Cancer survivor Laurie Devitt and Elizabeth
credit: Mike Venable

“To me cancer is just an illness that has to be treated,” says cancer survivor Laurie Devitt.

Diagnosed with colon cancer in the winter of 2007, Laurie says she never stopped to question the unfairness of it, or even to ask: “Why me?” “It’s the way I was raised,” she says. “You just keep going.”

She never stopped working, even on the days she went to treatment.

“If you didn’t know she had cancer, you wouldn’t have had a clue,” says longtime friend DeeAnna Chase. “She’s like that with everything…whatever it is, Laurie is going to take it and run with it. She’s an incredibly upbeat person.”

Laurie also didn’t hesitate when her doctor, Andrew Pippas, gave her the option of treatment in a clinical trial.

“I guess I just thought, if I can help other people in any small way. If I can help find a cure for cancer in any small way.”

Medical director of the John B. Amos Cancer Center in Columbus, Dr. Pippas believes cancer clinical trials offer patients the best possible care. “Both the National Institute of Health and the National Cancer Institute consider clinical trial care the best care for any newly diagnosed cancer patient.” Clinical trials, he says, are also the way cancer therapy has advanced in the last 35 years.

The therapy in Laurie’s clinical trial used monoclonal antibodies.
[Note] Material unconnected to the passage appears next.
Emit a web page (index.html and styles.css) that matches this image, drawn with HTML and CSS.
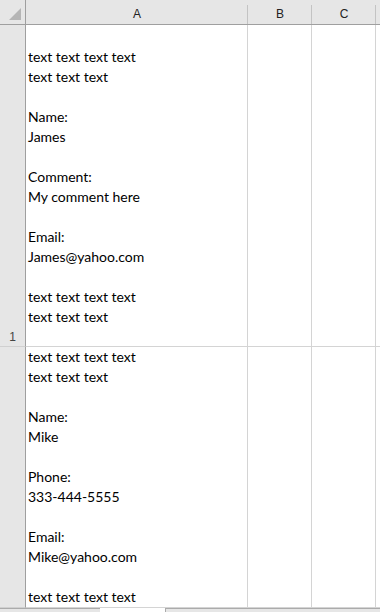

According to Dr. Pippas, the promise of these antibodies is that, when used in combination with standard chemotherapy, they will further reduce the risk of recurrence.

Laurie completed treatment in six months—just two days before Thanksgiving. A date, she says, she will always remember.

She says her experience with cancer may not have changed the way she sees the world, but it certainly increased her compassion for people. “I was lucky in that I tolerated it (chemotherapy) without any trouble, but I saw a lot of people who struggled.”

People have become more precious to her. Since her experience with cancer, Laurie says she no longer thinks: "I’ll help you, but not today. Now, I think: I’ll help you today.”